> **The exercise**: Your task is to transcribe all the entries exactly, excluding pictures.

════

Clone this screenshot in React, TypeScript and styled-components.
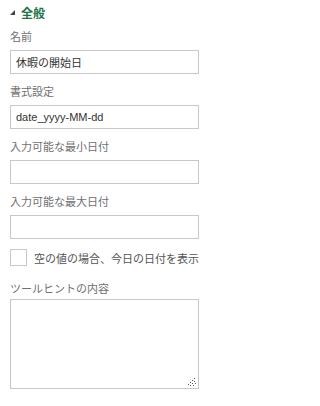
import styled, { createGlobalStyle } from 'styled-components'

const GlobalStyle = createGlobalStyle`
  html, body {
    margin: 0;
    padding: 0;
    background: #ffffff;
  }
  body {
    font-family: "Liberation Sans", "Noto Sans CJK JP", sans-serif;
  }
`

const Panel = styled.div`
  width: 207px;
  padding: 4px 8px 0 10px;
  box-sizing: border-box;
`

const SectionHeader = styled.div`
  display: flex;
  align-items: center;
  gap: 6px;
  height: 16px;
  margin-bottom: 9px;
  color: #217346;
  font-size: 12px;
  font-weight: bold;
`

const Caret = styled.svg`
  width: 5px;
  height: 5px;
  margin-top: 1px;
`

const Field = styled.div`
  display: flex;
  flex-direction: column;
  margin-bottom: 10px;
`

const Label = styled.label<{ $tight?: boolean }>`
  height: 16px;
  line-height: 16px;
  margin-bottom: ${p => (p.$tight ? 2 : 5)}px;
  color: #707070;
  font-size: 11px;
`

const TextBox = styled.input`
  height: 24px;
  width: 189px;
  box-sizing: border-box;
  margin: 0;
  padding: 0 5px;
  border: 1px solid #c8c8c8;
  border-radius: 0;
  outline: none;
  color: #333333;
  font-family: "Liberation Sans", "Noto Sans CJK JP", sans-serif;
  font-size: 11px;
`

const CheckRow = styled.label`
  display: flex;
  align-items: center;
  gap: 7px;
  margin: 7px 0 15px;
  color: #555555;
  font-size: 11px;
`

const Box = styled.span`
  width: 17px;
  height: 17px;
  box-sizing: border-box;
  border: 1px solid #c8c8c8;
  background: #ffffff;
`

const AreaWrap = styled.div`
  position: relative;
  width: 189px;
  height: 90px;
`

const TextArea = styled.textarea`
  display: block;
  width: 100%;
  height: 100%;
  box-sizing: border-box;
  margin: 0;
  padding: 4px 5px;
  border: 1px solid #c8c8c8;
  border-radius: 0;
  outline: none;
  resize: none;
  font-family: "Liberation Sans", "Noto Sans CJK JP", sans-serif;
  font-size: 11px;
`

const Grip = styled.svg`
  position: absolute;
  right: 3px;
  bottom: 3px;
  width: 9px;
  height: 9px;
  pointer-events: none;
`

const App = () => (
  <>
    <GlobalStyle />
    <Panel>
      <SectionHeader>
        <Caret viewBox="0 0 5 5">
          <polygon points="5,0 5,5 0,5" fill="#444" />
        </Caret>
        全般
      </SectionHeader>

      <Field>
        <Label>名前</Label>
        <TextBox defaultValue="休暇の開始日" />
      </Field>

      <Field>
        <Label>書式設定</Label>
        <TextBox defaultValue="date_yyyy-MM-dd" />
      </Field>

      <Field>
        <Label>入力可能な最小日付</Label>
        <TextBox />
      </Field>

      <Field>
        <Label>入力可能な最大日付</Label>
        <TextBox />
      </Field>

      <CheckRow>
        <Box />
        空の値の場合、今日の日付を表示
      </CheckRow>

      <Field>
        <Label $tight>ツールヒントの内容</Label>
        <AreaWrap>
          <TextArea />
          <Grip viewBox="0 0 9 9">
            <g fill="#555">
              <rect x="7" y="1" width="1" height="1" />
              <rect x="5" y="3" width="1" height="1" />
              <rect x="3" y="5" width="1" height="1" />
              <rect x="1" y="7" width="1" height="1" />
              <rect x="7" y="4" width="1" height="1" />
              <rect x="5" y="6" width="1" height="1" />
              <rect x="3" y="8" width="1" height="1" />
              <rect x="8" y="6" width="1" height="1" />
              <rect x="6" y="8" width="1" height="1" />
            </g>
          </Grip>
        </AreaWrap>
      </Field>
    </Panel>
  </>
)

export default App
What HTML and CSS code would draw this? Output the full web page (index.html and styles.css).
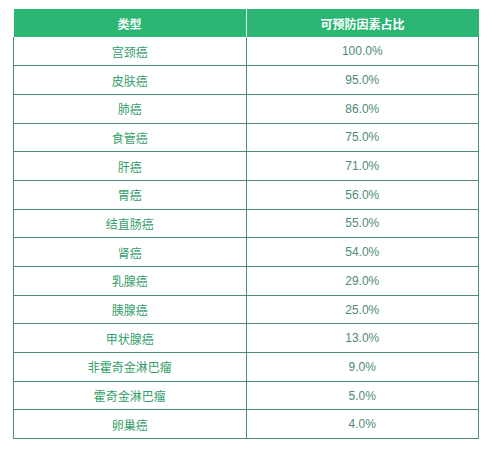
FILE: index.html
```html
<!DOCTYPE html>
<html lang="zh-CN">
<head>
  <meta charset="UTF-8">
  <meta name="viewport" content="width=device-width, initial-scale=1.0">
  <title>可预防因素占比</title>
  <link rel="stylesheet" href="styles.css">
</head>
<body>
  <table class="cancer-table">
    <thead>
      <tr>
        <th>类型</th>
        <th>可预防因素占比</th>
      </tr>
    </thead>
    <tbody>
      <tr><td class="type">宫颈癌</td><td class="pct">100.0%</td></tr>
      <tr><td class="type">皮肤癌</td><td class="pct">95.0%</td></tr>
      <tr><td class="type">肺癌</td><td class="pct">86.0%</td></tr>
      <tr><td class="type">食管癌</td><td class="pct">75.0%</td></tr>
      <tr><td class="type">肝癌</td><td class="pct">71.0%</td></tr>
      <tr><td class="type">胃癌</td><td class="pct">56.0%</td></tr>
      <tr><td class="type">结直肠癌</td><td class="pct">55.0%</td></tr>
      <tr><td class="type">肾癌</td><td class="pct">54.0%</td></tr>
      <tr><td class="type">乳腺癌</td><td class="pct">29.0%</td></tr>
      <tr><td class="type">胰腺癌</td><td class="pct">25.0%</td></tr>
      <tr><td class="type">甲状腺癌</td><td class="pct">13.0%</td></tr>
      <tr><td class="type">非霍奇金淋巴瘤</td><td class="pct">9.0%</td></tr>
      <tr><td class="type">霍奇金淋巴瘤</td><td class="pct">5.0%</td></tr>
      <tr><td class="type">卵巢癌</td><td class="pct">4.0%</td></tr>
    </tbody>
  </table>
</body>
</html>
```

FILE: styles.css
```css
* {
  margin: 0;
  padding: 0;
  box-sizing: border-box;
}

body {
  background: #fff;
  font-family: "Liberation Sans", "Noto Sans CJK SC", sans-serif;
  padding: 9px 0 0 13px;
}

.cancer-table {
  width: 466px;
  border-collapse: collapse;
  table-layout: fixed;
  font-size: 12px;
}

.cancer-table th {
  background: #2bb673;
  color: #fff;
  font-weight: bold;
  height: 28px;
  text-align: center;
  border-right: 1px solid #e8f7ef;
}

.cancer-table th:last-child {
  border-right: none;
}

.cancer-table td {
  height: 28.7px;
  text-align: center;
  border: 1px solid #4d8b76;
  border-top: none;
}

.cancer-table td.type {
  width: 234px;
  color: #35a06a;
}

.cancer-table td.pct {
  color: #4f8a76;
}
```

════

> **Response to the exercise**:
Clone this screenshot in React, TypeScript and styled-components.
import styled, { createGlobalStyle } from 'styled-components'

const GlobalStyle = createGlobalStyle`
  html, body {
    margin: 0;
    padding: 0;
    background: #ffffff;
  }
  body {
    font-family: "Liberation Sans", "Noto Sans CJK JP", sans-serif;
  }
`

const Panel = styled.div`
  width: 207px;
  padding: 4px 8px 0 10px;
  box-sizing: border-box;
`

const SectionHeader = styled.div`
  display: flex;
  align-items: center;
  gap: 6px;
  height: 16px;
  margin-bottom: 9px;
  color: #217346;
  font-size: 12px;
  font-weight: bold;
`

const Caret = styled.svg`
  width: 5px;
  height: 5px;
  margin-top: 1px;
`

const Field = styled.div`
  display: flex;
  flex-direction: column;
  margin-bottom: 10px;
`

const Label = styled.label<{ $tight?: boolean }>`
  height: 16px;
  line-height: 16px;
  margin-bottom: ${p => (p.$tight ? 2 : 5)}px;
  color: #707070;
  font-size: 11px;
`

const TextBox = styled.input`
  height: 24px;
  width: 189px;
  box-sizing: border-box;
  margin: 0;
  padding: 0 5px;
  border: 1px solid #c8c8c8;
  border-radius: 0;
  outline: none;
  color: #333333;
  font-family: "Liberation Sans", "Noto Sans CJK JP", sans-serif;
  font-size: 11px;
`

const CheckRow = styled.label`
  display: flex;
  align-items: center;
  gap: 7px;
  margin: 7px 0 15px;
  color: #555555;
  font-size: 11px;
`

const Box = styled.span`
  width: 17px;
  height: 17px;
  box-sizing: border-box;
  border: 1px solid #c8c8c8;
  background: #ffffff;
`

const AreaWrap = styled.div`
  position: relative;
  width: 189px;
  height: 90px;
`

const TextArea = styled.textarea`
  display: block;
  width: 100%;
  height: 100%;
  box-sizing: border-box;
  margin: 0;
  padding: 4px 5px;
  border: 1px solid #c8c8c8;
  border-radius: 0;
  outline: none;
  resize: none;
  font-family: "Liberation Sans", "Noto Sans CJK JP", sans-serif;
  font-size: 11px;
`

const Grip = styled.svg`
  position: absolute;
  right: 3px;
  bottom: 3px;
  width: 9px;
  height: 9px;
  pointer-events: none;
`

const App = () => (
  <>
    <GlobalStyle />
    <Panel>
      <SectionHeader>
        <Caret viewBox="0 0 5 5">
          <polygon points="5,0 5,5 0,5" fill="#444" />
        </Caret>
        全般
      </SectionHeader>

      <Field>
        <Label>名前</Label>
        <TextBox defaultValue="休暇の開始日" />
      </Field>

      <Field>
        <Label>書式設定</Label>
        <TextBox defaultValue="date_yyyy-MM-dd" />
      </Field>

      <Field>
        <Label>入力可能な最小日付</Label>
        <TextBox />
      </Field>

      <Field>
        <Label>入力可能な最大日付</Label>
        <TextBox />
      </Field>

      <CheckRow>
        <Box />
        空の値の場合、今日の日付を表示
      </CheckRow>

      <Field>
        <Label $tight>ツールヒントの内容</Label>
        <AreaWrap>
          <TextArea />
          <Grip viewBox="0 0 9 9">
            <g fill="#555">
              <rect x="7" y="1" width="1" height="1" />
              <rect x="5" y="3" width="1" height="1" />
              <rect x="3" y="5" width="1" height="1" />
              <rect x="1" y="7" width="1" height="1" />
              <rect x="7" y="4" width="1" height="1" />
              <rect x="5" y="6" width="1" height="1" />
              <rect x="3" y="8" width="1" height="1" />
              <rect x="8" y="6" width="1" height="1" />
              <rect x="6" y="8" width="1" height="1" />
            </g>
          </Grip>
        </AreaWrap>
      </Field>
    </Panel>
  </>
)

export default App
What HTML and CSS code would draw this? Output the full web page (index.html and styles.css).
FILE: index.html
```html
<!DOCTYPE html>
<html lang="zh-CN">
<head>
  <meta charset="UTF-8">
  <meta name="viewport" content="width=device-width, initial-scale=1.0">
  <title>可预防因素占比</title>
  <link rel="stylesheet" href="styles.css">
</head>
<body>
  <table class="cancer-table">
    <thead>
      <tr>
        <th>类型</th>
        <th>可预防因素占比</th>
      </tr>
    </thead>
    <tbody>
      <tr><td class="type">宫颈癌</td><td class="pct">100.0%</td></tr>
      <tr><td class="type">皮肤癌</td><td class="pct">95.0%</td></tr>
      <tr><td class="type">肺癌</td><td class="pct">86.0%</td></tr>
      <tr><td class="type">食管癌</td><td class="pct">75.0%</td></tr>
      <tr><td class="type">肝癌</td><td class="pct">71.0%</td></tr>
      <tr><td class="type">胃癌</td><td class="pct">56.0%</td></tr>
      <tr><td class="type">结直肠癌</td><td class="pct">55.0%</td></tr>
      <tr><td class="type">肾癌</td><td class="pct">54.0%</td></tr>
      <tr><td class="type">乳腺癌</td><td class="pct">29.0%</td></tr>
      <tr><td class="type">胰腺癌</td><td class="pct">25.0%</td></tr>
      <tr><td class="type">甲状腺癌</td><td class="pct">13.0%</td></tr>
      <tr><td class="type">非霍奇金淋巴瘤</td><td class="pct">9.0%</td></tr>
      <tr><td class="type">霍奇金淋巴瘤</td><td class="pct">5.0%</td></tr>
      <tr><td class="type">卵巢癌</td><td class="pct">4.0%</td></tr>
    </tbody>
  </table>
</body>
</html>
```

FILE: styles.css
```css
* {
  margin: 0;
  padding: 0;
  box-sizing: border-box;
}

body {
  background: #fff;
  font-family: "Liberation Sans", "Noto Sans CJK SC", sans-serif;
  padding: 9px 0 0 13px;
}

.cancer-table {
  width: 466px;
  border-collapse: collapse;
  table-layout: fixed;
  font-size: 12px;
}

.cancer-table th {
  background: #2bb673;
  color: #fff;
  font-weight: bold;
  height: 28px;
  text-align: center;
  border-right: 1px solid #e8f7ef;
}

.cancer-table th:last-child {
  border-right: none;
}

.cancer-table td {
  height: 28.7px;
  text-align: center;
  border: 1px solid #4d8b76;
  border-top: none;
}

.cancer-table td.type {
  width: 234px;
  color: #35a06a;
}

.cancer-table td.pct {
  color: #4f8a76;
}
```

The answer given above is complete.